When Evergreen filed for Chapter 11 bankruptcy in August, it said it would sell its assets at auction, including intellectual property related to its solar wafer manufacturing technology. Evergreen’s wafers are made with what it calls the string ribbon method, which is designed to minimize the use of crystalline silicon. DOE says the firm used a nearly $3 million government grant to refine the method, cutting manufacturing costs by 33%.
Even with the innovation, Evergreen—like U.S. solar firms Solyndra and SpectraWatt, which recently both declared bankruptcy—could not compete with lower cost crystalline solar modules made in China.
The Bayh-Dole Act requires Evergreen to inform DOE when grant-supported research results in an invention and whether Evergreen elects to retain title to any inventions. But Evergreen did not notify DOE about three patents resulting from the grant. In such a case, the Bayh-Dole Act says DOE can demand title to the inventions. On Oct. 7, DOE notified Evergreen Solar of its demand for title to the three patents.
In an accompanying filing with the bankruptcy court of Delaware, DOE worries that Evergreen has already entered into a joint venture with a Chinese company and established a manufacturing facility in Wuhan, China.

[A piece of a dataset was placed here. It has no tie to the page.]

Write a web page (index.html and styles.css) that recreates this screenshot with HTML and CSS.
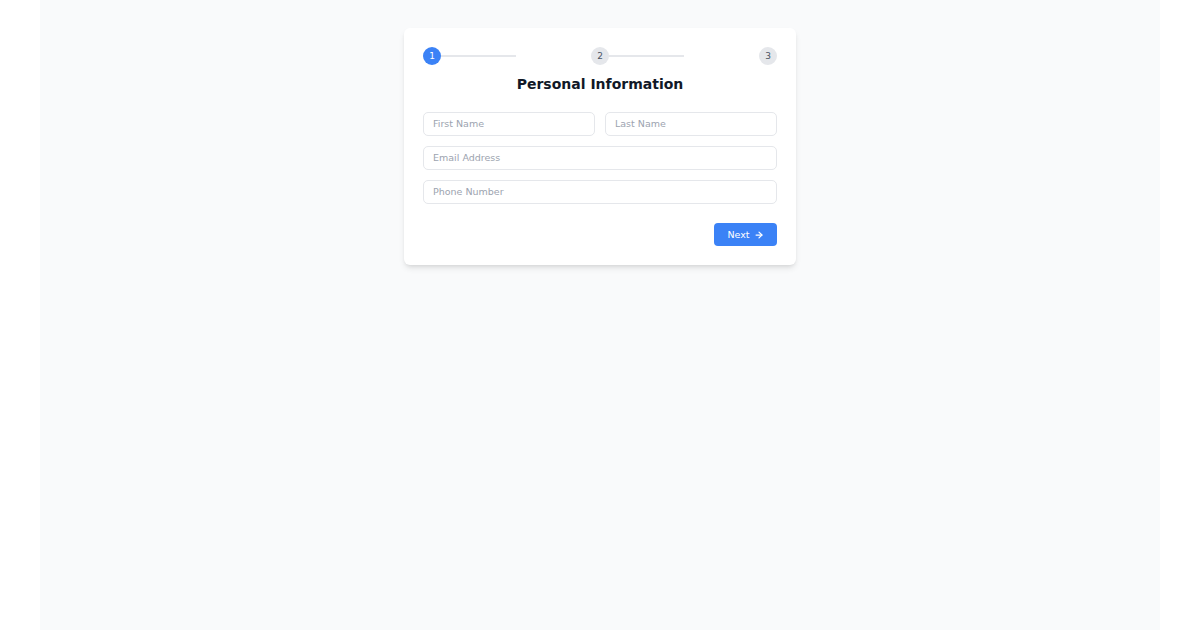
FILE: index.html
```html
<!DOCTYPE html>
<html>
<head>
<meta charset="utf-8">
<link rel="stylesheet" href="styles.css">
</head>
<body>
<div class="page">
  <div class="card">
    <div class="stepper">
      <div class="step">
        <span class="dot active">1</span>
        <span class="line"></span>
      </div>
      <div class="step">
        <span class="dot">2</span>
        <span class="line"></span>
      </div>
      <div class="step last">
        <span class="dot">3</span>
      </div>
    </div>
    <h2 class="title">Personal Information</h2>
    <form class="form">
      <div class="row">
        <input class="field" type="text" placeholder="First Name">
        <input class="field" type="text" placeholder="Last Name">
      </div>
      <input class="field" type="email" placeholder="Email Address">
      <input class="field" type="tel" placeholder="Phone Number">
      <div class="actions">
        <button type="button" class="btn">Next
          <svg class="arrow" viewBox="0 0 24 24" fill="none" stroke="currentColor" stroke-width="3" stroke-linecap="round" stroke-linejoin="round"><path d="M5 12h14"/><path d="M12 5l7 7-7 7"/></svg>
        </button>
      </div>
    </form>
  </div>
</div>
</body>
</html>
```
FILE: styles.css
```css
* { box-sizing: border-box; }
html, body { margin: 0; padding: 0; background: #ffffff; }
body { font-family: "DejaVu Sans", sans-serif; }
.page {
  width: 1120px;
  margin: 0 auto;
  min-height: 630px;
  background: #f9fafb;
  padding-top: 28px;
}
.card {
  width: 392px;
  margin: 0 auto;
  background: #ffffff;
  border-radius: 6px;
  box-shadow: 0 4px 6px -1px rgba(0,0,0,0.1), 0 2px 4px -2px rgba(0,0,0,0.1);
  padding: 19px 19px 19px 19px;
}
.stepper {
  display: flex;
  align-items: center;
}
.step {
  flex: 1;
  display: flex;
  align-items: center;
}
.step.last { flex: 0 0 auto; }
.dot {
  width: 18px;
  height: 18px;
  border-radius: 50%;
  background: #e5e7eb;
  color: #4b5563;
  font-size: 9px;
  display: flex;
  align-items: center;
  justify-content: center;
  flex-shrink: 0;
}
.dot.active { background: #3b82f6; color: #ffffff; }
.line {
  width: 75px;
  height: 2px;
  background: #e5e7eb;
}
.title {
  margin: 9px 0 18px;
  text-align: center;
  font-size: 14px;
  line-height: 20px;
  font-weight: bold;
  color: #111827;
}
.form {
  display: flex;
  flex-direction: column;
  gap: 10px;
}
.row {
  display: flex;
  gap: 10px;
}
.row .field { flex: 1; min-width: 0; }
.field {
  height: 24px;
  border: 1px solid #e5e7eb;
  border-radius: 5px;
  padding: 0 0 1px 9px;
  font-family: "DejaVu Sans", sans-serif;
  font-size: 9.5px;
  color: #111827;
  background: #fff;
  outline: none;
}
.field::placeholder { color: #9ca3af; }
.actions {
  display: flex;
  justify-content: flex-end;
  margin-top: 9px;
}
.btn {
  height: 23px;
  width: 63px;
  border: none;
  border-radius: 4px;
  background: #3b82f6;
  color: #ffffff;
  font-family: "DejaVu Sans", sans-serif;
  font-size: 9.5px;
  display: flex;
  align-items: center;
  justify-content: center;
  gap: 4px;
  padding: 0;
}
.arrow { width: 10px; height: 10px; }
```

It says DOE has a statutory duty “to use the patent system to promote the utilization of inventions arising from federally supported research or development, promote the commercialization and public availability of inventions made in the United States by United States industry and labor, and ensure that the Government obtains sufficient rights in federally supported inventions.”
Attorney Charles E. Miller, in the Intellectual Property Group of Dickstein Shapiro LLP, says the government has a good case for ownership rights under Bayh-Dole. Normally, a bankruptcy trustee would decide what to do with the company’s assets, but “the bankruptcy court cannot sell assets that belong to the government,” Miller says.